§ **Aim**: List, from the lines below, each one with "React" in it.

— Start Data excerpt —

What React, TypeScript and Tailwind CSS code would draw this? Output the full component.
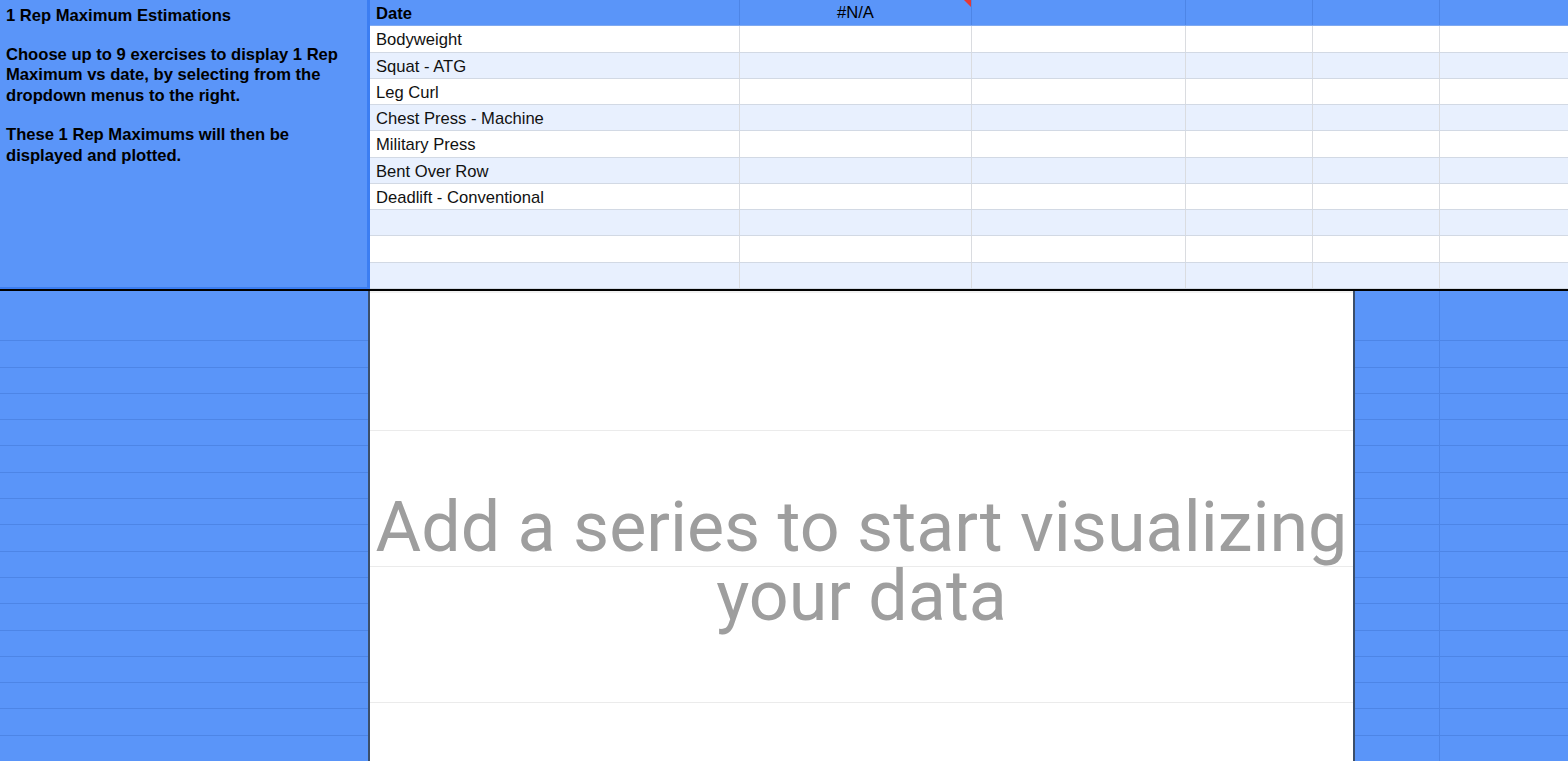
import React from 'react'

const exercises = [
  'Bodyweight',
  'Squat - ATG',
  'Leg Curl',
  'Chest Press - Machine',
  'Military Press',
  'Bent Over Row',
  'Deadlift - Conventional',
  '',
  '',
  '',
]

// widths of columns B..G
const cols = ['w-[370px]', 'w-[232px]', 'w-[214px]', 'w-[127px]', 'w-[127px]', 'flex-1']

function BlueRows({ count }: { count: number }) {
  return (
    <div className="flex flex-col pt-[24px]">
      {Array.from({ length: count }).map((_, i) => (
        <div key={i} className="h-[26.3px] shrink-0 border-b border-[#4d85e6]" />
      ))}
    </div>
  )
}

export default function App() {
  return (
    <div
      className="w-[1568px] h-[761px] overflow-hidden bg-[#5a95f9] text-[16.6px] text-black flex flex-col"
      style={{ fontFamily: '"Liberation Sans", Arial, sans-serif' }}
    >
      {/* top section */}
      <div className="h-[289px] flex shrink-0">
        <div className="w-[370px] shrink-0 bg-[#5a95f9] border-r-[3px] border-b-2 border-[#3c7ef2] px-[6px] pt-[6px] font-bold leading-[20.5px]">
          <p>1 Rep Maximum Estimations</p>
          <p className="mt-[18px]">
            Choose up to 9 exercises to display 1 Rep Maximum vs date, by selecting from the dropdown menus to the
            right.
          </p>
          <p className="mt-[19px]">These 1 Rep Maximums will then be displayed and plotted.</p>
        </div>
        <div className="flex-1 grid grid-rows-[repeat(11,1fr)] leading-[20px]">
          {/* header row */}
          <div className="flex bg-[#5a95f9] border-b border-[#7fa9f0]">
            <div className={`${cols[0]} shrink-0 border-r border-[#4d85e6] px-[6px] pt-[4px] font-bold`}>Date</div>
            <div className={`${cols[1]} shrink-0 border-r border-[#4d85e6] relative text-center pt-[3px]`}>
              #N/A
              <div className="absolute top-0 right-0 w-0 h-0 border-l-[7px] border-l-transparent border-t-[7px] border-t-[#e53935]" />
            </div>
            <div className={`${cols[2]} shrink-0 border-r border-[#4d85e6]`} />
            <div className={`${cols[3]} shrink-0 border-r border-[#4d85e6]`} />
            <div className={`${cols[4]} shrink-0 border-r border-[#4d85e6]`} />
            <div className={cols[5]} />
          </div>
          {exercises.map((name, i) => (
            <div
              key={i}
              className={`flex border-b border-[#d2d9e4] ${i % 2 === 0 ? 'bg-white' : 'bg-[#e8f0fe]'}`}
            >
              <div className={`${cols[0]} shrink-0 border-r border-[#dadce0] px-[6px] pt-[4px] text-[#111]`}>
                {name}
              </div>
              <div className={`${cols[1]} shrink-0 border-r border-[#dadce0]`} />
              <div className={`${cols[2]} shrink-0 border-r border-[#dadce0]`} />
              <div className={`${cols[3]} shrink-0 border-r border-[#dadce0]`} />
              <div className={`${cols[4]} shrink-0 border-r border-[#dadce0]`} />
              <div className={cols[5]} />
            </div>
          ))}
        </div>
      </div>

      <div className="h-[2px] bg-black shrink-0" />

      {/* bottom section */}
      <div className="flex flex-1 min-h-0">
        <div className="w-[368px] shrink-0 overflow-hidden">
          <BlueRows count={18} />
        </div>
        <div className="w-[987px] shrink-0 bg-white border-l-2 border-r-2 border-[#3b4f6b] relative overflow-hidden">
          <div className="h-[2px] bg-[#f1f1f1]" />
          <div className="h-[138px] border-b border-[#ebebeb]" />
          <div className="h-[136px] border-b border-[#ebebeb]" />
          <div className="h-[136px] border-b border-[#ebebeb]" />
          <div
            className="absolute inset-x-0 top-[202px] text-center text-[#9e9e9e] text-[70px] leading-[69px]"
            style={{ fontFamily: 'Roboto, "Noto Sans", sans-serif' }}
          >
            Add a series to start visualizing
            <br />
            your data
          </div>
        </div>
        <div className="w-[85px] shrink-0 overflow-hidden border-r border-[#4d85e6]">
          <BlueRows count={18} />
        </div>
        <div className="flex-1 overflow-hidden">
          <BlueRows count={18} />
        </div>
      </div>
    </div>
  )
}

— End Data excerpt —

§ **Final result**:
What React, TypeScript and Tailwind CSS code would draw this? Output the full component.
import React from 'react'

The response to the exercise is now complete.